**Work to do:** Identify each line holding the string "index" and copy it.

---------- Source records ----------

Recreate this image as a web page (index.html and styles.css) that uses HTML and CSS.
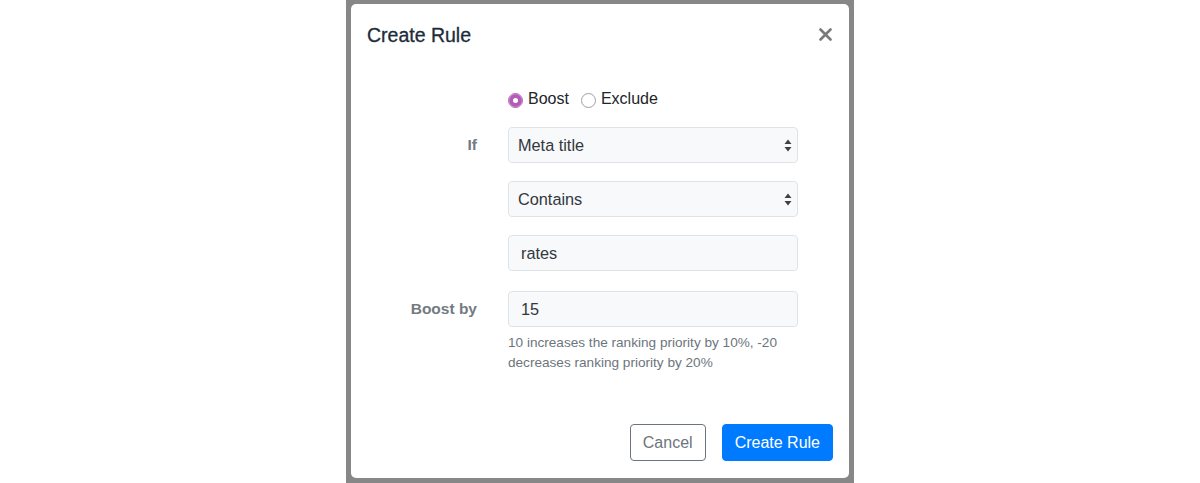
FILE: index.html
```html
<!DOCTYPE html>
<html>
<head>
<meta charset="utf-8">
<link rel="stylesheet" href="styles.css">
</head>
<body>
<div class="backdrop">
  <div class="modal">
    <div class="modal-header">
      <h5 class="modal-title">Create Rule</h5>
      <svg class="close" width="13" height="13" viewBox="0 0 13 13"><path d="M1.5 1.5 L11.5 11.5 M11.5 1.5 L1.5 11.5" stroke="#7a7a7a" stroke-width="2.6" stroke-linecap="round"/></svg>
    </div>
    <div class="modal-body">
      <div class="form-grid">
        <div class="label"></div>
        <div class="radios">
          <span class="radio checked"></span><span class="radio-label">Boost</span>
          <span class="radio"></span><span class="radio-label">Exclude</span>
        </div>

        <div class="label">If</div>
        <div class="select"><span>Meta title</span>
          <svg width="8" height="13" viewBox="0 0 8 13"><path d="M4 0.5 L7.5 5 L0.5 5 Z M0.5 8 L7.5 8 L4 12.5 Z" fill="#3d4247"/></svg>
        </div>

        <div class="label"></div>
        <div class="select"><span>Contains</span>
          <svg width="8" height="13" viewBox="0 0 8 13"><path d="M4 0.5 L7.5 5 L0.5 5 Z M0.5 8 L7.5 8 L4 12.5 Z" fill="#3d4247"/></svg>
        </div>

        <div class="label"></div>
        <div class="input">rates</div>

        <div class="label boost-label">Boost by</div>
        <div class="boost-field">
          <div class="input">15</div>
          <p class="help">10 increases the ranking priority by 10%, -20 decreases ranking priority by 20%</p>
        </div>
      </div>
    </div>
    <div class="modal-footer">
      <button class="btn btn-cancel">Cancel</button>
      <button class="btn btn-primary">Create Rule</button>
    </div>
  </div>
</div>
</body>
</html>
```

FILE: styles.css
```css
html, body {
  margin: 0;
  padding: 0;
  background: #ffffff;
  font-family: "Liberation Sans", Arial, sans-serif;
}

.backdrop {
  width: 508px;
  height: 483px;
  margin-left: 346px;
  background: #878787;
  padding: 4px 5px 5px 5px;
  box-sizing: border-box;
}

.modal {
  background: #ffffff;
  border-radius: 5px;
  height: 474px;
  display: flex;
  flex-direction: column;
}

.modal-header {
  display: flex;
  justify-content: space-between;
  align-items: center;
  padding: 16px 17px 16px 16px;
}

.modal-title {
  margin: 0;
  font-size: 19.5px;
  line-height: 30px;
  font-weight: 500;
  color: #1d2b3a;
  -webkit-text-stroke: 0.3px #1d2b3a;
}

.close {
  display: block;
  margin-top: -2px;
}

.modal-body {
  padding: 21px 16px 0 16px;
}

.form-grid {
  display: grid;
  grid-template-columns: 110px 290px;
  column-gap: 31px;
  row-gap: 18px;
  align-items: start;
}

.radios {
  display: flex;
  align-items: center;
  height: 24px;
  margin-bottom: -2px;
  font-size: 16px;
  color: #212529;
}

.radio {
  width: 13px;
  height: 13px;
  border-radius: 50%;
  border: 1px solid #a0a0a0;
  background: #fff;
  margin-right: 5px;
  position: relative;
  top: 1px;
}

.radio.checked {
  border-color: #b25cb6;
  background: #ffffff;
  box-shadow: inset 0 0 0 4px #b25cb6;
}

.radio-label {
  margin-right: 12px;
}

.label {
  text-align: right;
  font-size: 15.5px;
  font-weight: 700;
  color: #737a80;
  line-height: 36px;
}

.select, .input {
  height: 36px;
  box-sizing: border-box;
  border: 1px solid #dfe3e7;
  border-radius: 4px;
  background: #f8f9fa;
  font-size: 16.3px;
  color: #32383e;
  display: flex;
  align-items: center;
}

.select {
  justify-content: space-between;
  padding: 0 5px 0 9px;
}

.input {
  padding: 0 12px;
}

.boost-label, .boost-field {
  margin-top: 2px;
}

.help {
  margin: 6px 0 0 0;
  font-size: 13.6px;
  line-height: 19.5px;
  color: #6c757d;
}

.modal-footer {
  margin-top: auto;
  display: flex;
  justify-content: flex-end;
  gap: 16px;
  padding: 0 16px 17px 16px;
}

.btn {
  font-family: "Liberation Sans", Arial, sans-serif;
  font-size: 16px;
  height: 37px;
  padding: 0 12px;
  border-radius: 4px;
  border: 1px solid transparent;
  cursor: pointer;
}

.btn-cancel {
  background: #ffffff;
  border-color: #6c757d;
  color: #6c757d;
}

.btn-primary {
  background: #007bff;
  border-color: #007bff;
  color: #ffffff;
}
```
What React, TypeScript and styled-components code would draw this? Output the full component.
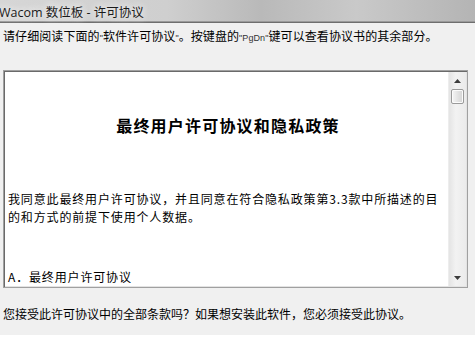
import React from "react";
import styled, { createGlobalStyle } from "styled-components";

const Global = createGlobalStyle`
  html, body { margin: 0; padding: 0; background: #ffffff; }
  body { font-family: "Noto Sans CJK SC", "Noto Sans", sans-serif; }
`;

const Window = styled.div`
  width: 475px;
  height: 349px;
  display: flex;
  flex-direction: column;
  background: #ffffff;
  overflow: hidden;
`;

const TitleBar = styled.div`
  height: 22px;
  flex: none;
  display: flex;
  align-items: center;
  background: linear-gradient(90deg, #d6d6d6 0%, #cfcfcf 35%, #b9b9b9 55%, #c9c9c9 75%, #b4b4b4 100%);
  border-bottom: 1px solid #6e6e6e;
  box-shadow: inset 0 -1px 0 #9a9a9a;
`;

const TitleText = styled.span`
  font-family: "Open Sans", "Noto Sans CJK SC", sans-serif;
  font-size: 12.5px;
  color: #1a1a1a;
  margin-left: -1px;
  text-shadow: 0 0 6px #f4f4f4, 0 0 8px #eeeeee;
  white-space: nowrap;
`;

const Panel = styled.div`
  height: 312px;
  flex: none;
  background: #f0f0f0;
  display: flex;
  flex-direction: column;
`;

const Instruction = styled.div`
  margin: 4px 0 0 3px;
  font-size: 12px;
  line-height: 17px;
  letter-spacing: 0.08px;
  color: #000;
  white-space: nowrap;
`;

const SmallQuote = styled.span`
  font-family: "Liberation Sans", sans-serif;
  font-size: 9px;
  color: #333;
`;

const Box = styled.div`
  margin: 23px 0 0 3px;
  width: 465px;
  height: 218px;
  box-sizing: border-box;
  border: 1px solid #a0a0a0;
  box-shadow: inset 1px 1px 0 #6a6a6a, inset -1px -1px 0 #e3e3e3;
  background: #ffffff;
  display: flex;
  padding: 1px;
  overflow: hidden;
`;

const Content = styled.div`
  flex: 1;
  padding: 0 0 0 3px;
  overflow: hidden;
  color: #000;
`;

const Heading = styled.div`
  margin-top: 41px;
  text-align: center;
  font-size: 16px;
  font-weight: bold;
  line-height: 24px;
  letter-spacing: 1.2px;
`;

const Para = styled.div`
  margin-top: 53px;
  font-size: 12px;
  line-height: 18px;
  letter-spacing: 0.85px;
`;

const Line = styled.div`
  white-space: nowrap;
`;

const Section = styled.div`
  margin-top: 42px;
  font-size: 12px;
  line-height: 18px;
  letter-spacing: 0.85px;
  white-space: nowrap;
`;

const Scrollbar = styled.div`
  width: 17px;
  flex: none;
  background: linear-gradient(90deg, #e4e4e4, #f2f2f2 40%, #ebebeb);
  border-left: 1px solid #ededed;
  display: flex;
  flex-direction: column;
  align-items: center;
`;

const Arrow = styled.div`
  width: 17px;
  height: 17px;
  flex: none;
  display: flex;
  align-items: center;
  justify-content: center;
`;

const Thumb = styled.div`
  width: 13px;
  height: 15px;
  box-sizing: border-box;
  border: 1px solid #9a9a9a;
  border-radius: 2px;
  background: linear-gradient(90deg, #f6f6f6, #e2e2e2 55%, #d4d4d4);
  box-shadow: inset 0 0 0 1px #fbfbfb;
`;

const Track = styled.div`
  flex: 1;
`;

const Footer = styled.div`
  margin: 17px 0 0 3px;
  font-size: 12px;
  line-height: 17px;
  color: #000;
  white-space: nowrap;
`;

export default function App() {
  return (
    <Window>
      <Global />
      <TitleBar>
        <TitleText>Wacom 数位板 - 许可协议</TitleText>
      </TitleBar>
      <Panel>
        <Instruction>
          请仔细阅读下面的<SmallQuote>"</SmallQuote>软件许可协议<SmallQuote>"</SmallQuote>。按键盘的
          <SmallQuote>"PgDn"</SmallQuote>键可以查看协议书的其余部分。
        </Instruction>
        <Box>
          <Content>
            <Heading>最终用户许可协议和隐私政策</Heading>
            <Para>
              <Line>我同意此最终用户许可协议，并且同意在符合隐私政策第3.3款中所描述的目</Line>
              <Line>的和方式的前提下使用个人数据。</Line>
            </Para>
            <Section>A．最终用户许可协议</Section>
          </Content>
          <Scrollbar>
            <Arrow>
              <svg width="7" height="4" viewBox="0 0 7 4">
                <path d="M3.5 0 L7 4 L0 4 Z" fill="#3c3c3c" />
              </svg>
            </Arrow>
            <Thumb />
            <Track />
            <Arrow>
              <svg width="7" height="4" viewBox="0 0 7 4">
                <path d="M0 0 L7 0 L3.5 4 Z" fill="#3c3c3c" />
              </svg>
            </Arrow>
          </Scrollbar>
        </Box>
        <Footer>您接受此许可协议中的全部条款吗？如果想安装此软件，您必须接受此协议。</Footer>
      </Panel>
    </Window>
  );
}
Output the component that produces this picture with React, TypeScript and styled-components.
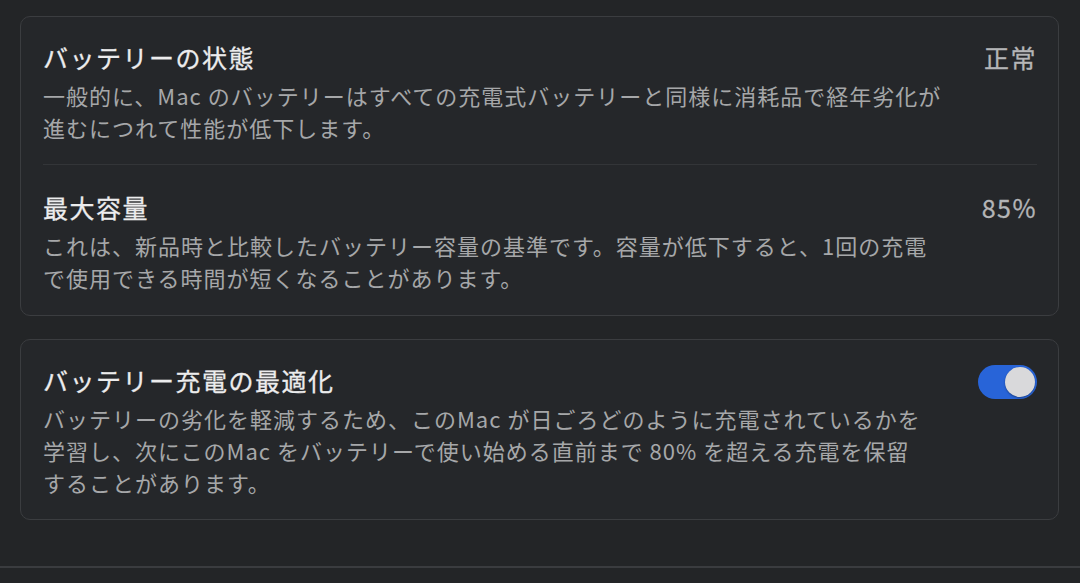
import React, { useState } from 'react';
import styled, { createGlobalStyle } from 'styled-components';

const GlobalStyle = createGlobalStyle`
  html, body {
    margin: 0;
    padding: 0;
    background: #232527;
  }
  body {
    font-family: "Noto Sans CJK JP", "Noto Sans", sans-serif;
    -webkit-font-smoothing: antialiased;
  }
`;

type Setting = {
  title: string;
  lines: string[];
  value?: string;
};

const healthRows: Setting[] = [
  {
    title: 'バッテリーの状態',
    value: '正常',
    lines: [
      '一般的に、Mac のバッテリーはすべての充電式バッテリーと同様に消耗品で経年劣化が',
      '進むにつれて性能が低下します。',
    ],
  },
  {
    title: '最大容量',
    value: '85%',
    lines: [
      'これは、新品時と比較したバッテリー容量の基準です。容量が低下すると、1回の充電',
      'で使用できる時間が短くなることがあります。',
    ],
  },
];

const optimizeRow: Setting = {
  title: 'バッテリー充電の最適化',
  lines: [
    'バッテリーの劣化を軽減するため、このMac が日ごろどのように充電されているかを',
    '学習し、次にこのMac をバッテリーで使い始める直前まで 80% を超える充電を保留',
    'することがあります。',
  ],
};

const App = () => {
  const [optimized, setOptimized] = useState(true);

  return (
    <>
      <GlobalStyle />
      <Page>
        <Card>
          {healthRows.map((row, i) => (
            <Row key={row.title} $divider={i > 0}>
              <RowText>
                <Title>{row.title}</Title>
                <Desc>
                  {row.lines.map(l => (
                    <Line key={l}>{l}</Line>
                  ))}
                </Desc>
              </RowText>
              <Value>{row.value}</Value>
            </Row>
          ))}
        </Card>

        <Card>
          <Row>
            <RowText>
              <Title>{optimizeRow.title}</Title>
              <Desc>
                {optimizeRow.lines.map(l => (
                  <Line key={l}>{l}</Line>
                ))}
              </Desc>
            </RowText>
            <Toggle $on={optimized} onClick={() => setOptimized(v => !v)}>
              <Knob $on={optimized} />
            </Toggle>
          </Row>
        </Card>
      </Page>
      <Footer />
    </>
  );
};

export default App;

const Page = styled.div`
  display: flex;
  flex-direction: column;
  gap: 23px;
  padding: 16px 21px 0 20px;
  height: 566px;
  box-sizing: border-box;
`;

const Card = styled.div`
  background: #25272a;
  border: 1px solid #3b3d40;
  border-radius: 10px;
  padding: 0 21px 0 22px;
`;

const Row = styled.div<{ $divider?: boolean }>`
  display: flex;
  justify-content: space-between;
  align-items: flex-start;
  padding: ${p => (p.$divider ? '27px 0 22px' : '25px 0 21px')};
  border-top: ${p => (p.$divider ? '1px solid #333538' : 'none')};
`;

const RowText = styled.div`
  display: flex;
  flex-direction: column;
  gap: 7px;
`;

const Title = styled.div`
  font-size: 25px;
  line-height: 30px;
  font-weight: 400;
  letter-spacing: 1.5px;
  color: #ececed;
  -webkit-text-stroke: 0.3px #ececed;
`;

const Desc = styled.div`
  display: flex;
  flex-direction: column;
  font-size: 22px;
  line-height: 32px;
  letter-spacing: 1px;
  color: #a6a7a9;
`;

const Line = styled.span`
  white-space: nowrap;
`;

const Value = styled.div`
  font-size: 25px;
  line-height: 30px;
  letter-spacing: 1.5px;
  color: #b4b5b7;
  white-space: nowrap;
  -webkit-text-stroke: 0.3px #b4b5b7;
`;

const Toggle = styled.button<{ $on: boolean }>`
  position: relative;
  flex: none;
  width: 59px;
  height: 34px;
  margin-top: 0;
  padding: 0;
  border: none;
  border-radius: 17px;
  background: ${p => (p.$on ? '#2864d8' : '#4a4c50')};
  cursor: pointer;
`;

const Knob = styled.span<{ $on: boolean }>`
  position: absolute;
  top: 2px;
  left: ${p => (p.$on ? '27px' : '2px')};
  width: 30px;
  height: 30px;
  border-radius: 50%;
  background: #d9d9db;
  box-shadow: 0 1px 2px rgba(0, 0, 0, 0.35);
`;

const Footer = styled.div`
  border-top: 2px solid #3a3c3f;
  height: 15px;
`;
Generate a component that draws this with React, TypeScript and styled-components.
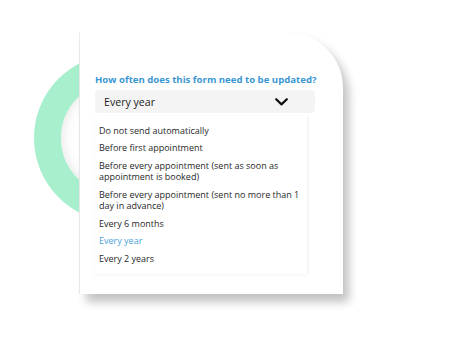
import React from 'react';
import styled, { createGlobalStyle } from 'styled-components';

const GlobalStyle = createGlobalStyle`
  html, body {
    margin: 0;
    padding: 0;
    background: #ffffff;
  }
  body {
    font-family: "Open Sans", "Noto Sans", sans-serif;
  }
`

const Scene = styled.div`
  position: relative;
  width: 474px;
  height: 338px;
  padding: 32px 0 0 80px;
  box-sizing: border-box;
  overflow: hidden;
`

const Ring = styled.div`
  position: absolute;
  left: 34px;
  top: 54px;
  width: 114px;
  height: 114px;
  border: 27px solid #a8f0cd;
  border-radius: 50%;
  box-shadow: inset 0 0 14px rgba(0, 0, 0, 0.12);
`

const Card = styled.div`
  position: relative;
  width: 263px;
  height: 262px;
  box-sizing: border-box;
  padding: 40px 28px 0 15px;
  background: #ffffff;
  border-top-right-radius: 56px;
  box-shadow: 6px 8px 10px rgba(0, 0, 0, 0.24), -1px 0 0 #ececec;
`

const Title = styled.div`
  color: #3a97d4;
  font-size: 9.6px;
  font-weight: 700;
  line-height: 15px;
  white-space: nowrap;
`

const SelectBox = styled.div`
  margin-top: 3px;
  height: 23px;
  display: flex;
  align-items: center;
  justify-content: space-between;
  padding: 0 27px 0 9px;
  background: #f4f4f4;
  border-radius: 4px;
  font-size: 10.6px;
  color: #222222;
`

const Options = styled.ul`
  list-style: none;
  margin: 3px 7px 0 0;
  padding: 6px 0 7px 4px;
  background: #ffffff;
  box-shadow: 0 1px 3px rgba(0, 0, 0, 0.05);
  border-right: 1px solid #f2f2f2;
`

const Option = styled.li<{ $active?: boolean }>`
  padding: 3px 0;
  font-size: 9px;
  line-height: 11.45px;
  color: ${p => (p.$active ? '#4aa0db' : '#1f1f1f')};
  max-width: 202px;
`

const options = [
  'Do not send automatically',
  'Before first appointment',
  'Before every appointment (sent as soon as appointment is booked)',
  'Before every appointment (sent no more than 1 day in advance)',
  'Every 6 months',
  'Every year',
  'Every 2 years',
]

const Chevron = () => (
  <svg width="13" height="8" viewBox="0 0 13 8">
    <path d="M1.2 1.2 L6.5 6.4 L11.8 1.2" fill="none" stroke="#111" strokeWidth="2.2" strokeLinecap="round" strokeLinejoin="round" />
  </svg>
)

export default function App() {
  const selected = 'Every year'
  return (
    <Scene>
      <GlobalStyle />
      <Ring />
      <Card>
        <Title>How often does this form need to be updated?</Title>
        <SelectBox>
          <span>{selected}</span>
          <Chevron />
        </SelectBox>
        <Options>
          {options.map(o => (
            <Option key={o} $active={o === selected}>{o}</Option>
          ))}
        </Options>
      </Card>
    </Scene>
  )
}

----------

**Answer to the exercise:**
Recreate this image as a web page (index.html and styles.css) that uses HTML and CSS.
FILE: index.html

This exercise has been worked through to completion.